I have had this problem, too – more times than I’d like to admit. The thing is, there really are two types of people in this world, those who have no trouble at all imposing on others (TAKERS), and those who wouldn’t dream of doing so, try to be generous and then get totally taken advantage of. It is just hard, as the second type, to stand up to the first type. I really have a problem saying no to people, too, and I get really angry with them because I just can’t believe the utter gall they have! And then I get so mad at myself for letting them walk all over me. I am finally learning the beauty of NO, even though I hate confrontation and get all nervous and shaky when I do it.

Ultimately, you just have to say no to her. You don’t need to make excuses or justify yourself in any way. SHE is the one in the wrong, not you, although she will try to make it seem like YOU are being selfish. That is what Takers do. Just tell her the hotel is closed as of now. It will be temporarily painful (because she is sure to be obnoxious about it in some way), but the relief you will feel when you don’t have to put up with her anymore will be so worth it. Don’t worry about what she might say to other people. If they know her at all, they will know how she operates.

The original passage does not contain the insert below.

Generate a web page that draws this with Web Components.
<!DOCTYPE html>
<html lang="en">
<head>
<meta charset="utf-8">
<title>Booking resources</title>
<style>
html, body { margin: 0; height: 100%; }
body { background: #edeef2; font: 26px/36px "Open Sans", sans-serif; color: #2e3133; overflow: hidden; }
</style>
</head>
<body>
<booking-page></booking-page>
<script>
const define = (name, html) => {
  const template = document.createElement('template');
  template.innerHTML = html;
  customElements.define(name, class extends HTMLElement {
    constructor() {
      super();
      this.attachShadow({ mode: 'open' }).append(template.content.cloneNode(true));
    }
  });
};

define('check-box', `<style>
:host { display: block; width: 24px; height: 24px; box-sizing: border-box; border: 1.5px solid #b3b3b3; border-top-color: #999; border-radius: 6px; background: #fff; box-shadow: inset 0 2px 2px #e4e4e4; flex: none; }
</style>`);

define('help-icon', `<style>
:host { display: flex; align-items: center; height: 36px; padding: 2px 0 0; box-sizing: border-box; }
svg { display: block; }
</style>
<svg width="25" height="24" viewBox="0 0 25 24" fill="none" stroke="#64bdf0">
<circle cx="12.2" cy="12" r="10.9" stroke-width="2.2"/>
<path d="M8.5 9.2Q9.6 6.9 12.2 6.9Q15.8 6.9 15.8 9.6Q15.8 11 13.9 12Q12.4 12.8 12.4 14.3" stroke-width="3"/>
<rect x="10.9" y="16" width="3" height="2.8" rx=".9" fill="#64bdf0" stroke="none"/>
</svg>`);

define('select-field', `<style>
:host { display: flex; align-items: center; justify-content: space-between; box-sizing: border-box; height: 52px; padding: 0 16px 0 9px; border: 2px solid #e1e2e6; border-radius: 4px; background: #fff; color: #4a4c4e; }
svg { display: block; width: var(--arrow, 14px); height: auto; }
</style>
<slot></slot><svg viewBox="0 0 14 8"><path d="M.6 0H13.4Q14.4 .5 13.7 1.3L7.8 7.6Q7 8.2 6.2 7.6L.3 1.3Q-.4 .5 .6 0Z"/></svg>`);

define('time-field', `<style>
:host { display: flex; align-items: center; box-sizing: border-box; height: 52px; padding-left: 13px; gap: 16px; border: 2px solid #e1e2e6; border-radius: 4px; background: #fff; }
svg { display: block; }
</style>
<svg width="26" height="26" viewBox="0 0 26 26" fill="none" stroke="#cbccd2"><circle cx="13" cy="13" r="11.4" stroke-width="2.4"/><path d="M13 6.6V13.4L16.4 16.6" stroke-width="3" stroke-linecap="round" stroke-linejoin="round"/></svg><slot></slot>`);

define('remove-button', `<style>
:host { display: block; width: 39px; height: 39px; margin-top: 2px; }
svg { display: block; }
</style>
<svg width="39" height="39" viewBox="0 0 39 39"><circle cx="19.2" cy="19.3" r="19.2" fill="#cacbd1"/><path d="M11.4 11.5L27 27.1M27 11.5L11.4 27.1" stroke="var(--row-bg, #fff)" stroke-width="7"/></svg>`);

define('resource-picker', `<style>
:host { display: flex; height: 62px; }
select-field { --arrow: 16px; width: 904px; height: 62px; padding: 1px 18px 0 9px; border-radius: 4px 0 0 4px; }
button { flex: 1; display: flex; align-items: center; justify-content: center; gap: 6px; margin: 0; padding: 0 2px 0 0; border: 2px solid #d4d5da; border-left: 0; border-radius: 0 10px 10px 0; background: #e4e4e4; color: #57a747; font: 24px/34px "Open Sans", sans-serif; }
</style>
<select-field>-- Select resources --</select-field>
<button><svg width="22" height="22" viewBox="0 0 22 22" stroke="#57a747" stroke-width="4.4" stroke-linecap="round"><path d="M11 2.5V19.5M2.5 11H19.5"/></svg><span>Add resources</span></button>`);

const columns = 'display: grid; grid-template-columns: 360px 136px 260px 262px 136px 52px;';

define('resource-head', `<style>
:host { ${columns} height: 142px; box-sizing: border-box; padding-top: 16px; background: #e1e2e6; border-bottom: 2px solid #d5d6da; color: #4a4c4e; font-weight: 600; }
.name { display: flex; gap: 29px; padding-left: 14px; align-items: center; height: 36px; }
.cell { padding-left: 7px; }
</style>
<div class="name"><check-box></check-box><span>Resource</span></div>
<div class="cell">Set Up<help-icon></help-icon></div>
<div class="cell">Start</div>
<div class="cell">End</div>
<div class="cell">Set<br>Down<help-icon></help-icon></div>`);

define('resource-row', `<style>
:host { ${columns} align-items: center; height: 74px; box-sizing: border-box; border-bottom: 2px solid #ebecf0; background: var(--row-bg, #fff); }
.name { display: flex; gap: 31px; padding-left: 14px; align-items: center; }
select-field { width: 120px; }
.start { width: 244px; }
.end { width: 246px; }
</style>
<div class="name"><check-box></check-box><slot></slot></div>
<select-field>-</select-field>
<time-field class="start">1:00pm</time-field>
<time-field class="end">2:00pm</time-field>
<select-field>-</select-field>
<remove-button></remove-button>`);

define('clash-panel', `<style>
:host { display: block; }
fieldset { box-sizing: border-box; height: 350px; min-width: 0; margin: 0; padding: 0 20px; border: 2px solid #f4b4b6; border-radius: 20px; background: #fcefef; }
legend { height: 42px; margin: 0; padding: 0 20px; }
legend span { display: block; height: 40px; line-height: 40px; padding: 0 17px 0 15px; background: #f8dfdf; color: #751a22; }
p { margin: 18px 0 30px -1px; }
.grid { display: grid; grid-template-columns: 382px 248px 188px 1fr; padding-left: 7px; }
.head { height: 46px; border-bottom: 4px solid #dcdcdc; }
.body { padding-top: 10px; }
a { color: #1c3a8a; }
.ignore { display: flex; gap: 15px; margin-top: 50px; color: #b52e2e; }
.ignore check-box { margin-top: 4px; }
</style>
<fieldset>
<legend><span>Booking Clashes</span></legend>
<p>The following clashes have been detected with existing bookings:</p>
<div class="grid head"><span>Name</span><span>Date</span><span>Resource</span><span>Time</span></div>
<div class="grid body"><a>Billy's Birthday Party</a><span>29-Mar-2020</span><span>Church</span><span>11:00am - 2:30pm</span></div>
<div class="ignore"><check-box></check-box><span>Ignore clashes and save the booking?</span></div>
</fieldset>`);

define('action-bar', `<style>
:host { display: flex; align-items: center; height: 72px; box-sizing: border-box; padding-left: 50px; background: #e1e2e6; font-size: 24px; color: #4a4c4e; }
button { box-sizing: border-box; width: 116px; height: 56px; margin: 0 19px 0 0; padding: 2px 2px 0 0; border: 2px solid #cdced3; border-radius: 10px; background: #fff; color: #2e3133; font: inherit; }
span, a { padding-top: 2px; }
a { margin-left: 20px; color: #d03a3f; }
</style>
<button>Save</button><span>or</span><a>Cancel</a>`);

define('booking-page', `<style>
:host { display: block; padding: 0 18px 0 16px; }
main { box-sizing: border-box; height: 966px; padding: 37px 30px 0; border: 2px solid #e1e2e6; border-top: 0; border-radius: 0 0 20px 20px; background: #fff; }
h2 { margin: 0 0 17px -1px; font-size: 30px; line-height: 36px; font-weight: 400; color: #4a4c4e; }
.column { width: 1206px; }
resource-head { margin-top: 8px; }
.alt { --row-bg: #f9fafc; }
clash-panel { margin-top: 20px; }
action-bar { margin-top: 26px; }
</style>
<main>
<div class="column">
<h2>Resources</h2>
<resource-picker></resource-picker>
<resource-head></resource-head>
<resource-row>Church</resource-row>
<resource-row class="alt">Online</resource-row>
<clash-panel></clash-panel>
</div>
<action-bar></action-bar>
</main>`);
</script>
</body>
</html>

I agree with Tanya123, change the locks, too, just in case. I’ve had cases where these squatters have copied keys without asking.

Post # 14
Member
420 posts
Helper bee
  • Wedding: July 2012

I wouldn’t even wait for her to ASK you again. Just email her outta the blue and say;

“Hi ____”

“How are you, bla bla bla …” ____ and I just wanted to let you know, before you make plans to visit, that he and I are not having anymore house guests for a while. It’s been hectic and busy for the last few months, and we have had no time for eachother. So, next time you plan to come to town, please make arrangements to stay somewhere other than our place. In the future, when we are ready to Welcome guests, we will invite you.”    “Take Care.”

 

That should do it. AND one other SUPER Important thing that you need to be reminded of is she is a manipulator, as you said. If SHE does not feel bad imposing herself on you, then why do YOU feel bad telling her she can’t stay. This always gets to me. Good people ALWAYS feel bad! Don’t feel bad. She is rude and it’s time for you to stop this. It is not fair on you and you have got to put you and your husband before her. Who is she? She is not a relative or close, long time friend. Bite the bullet, get it over with, and let her think you’re rude. Who cares– that way she won’t even WANT to mooch off of you anymore. AND if ANYONE is tactless enough to say anything to you about it. Simply say, “We are tired of having house guests. You take her in.” Period. Point. Finish.

God bless you for putting up with her butt for soooo long.

Stop it now, and DON’T feel bad–she should feel bad!!!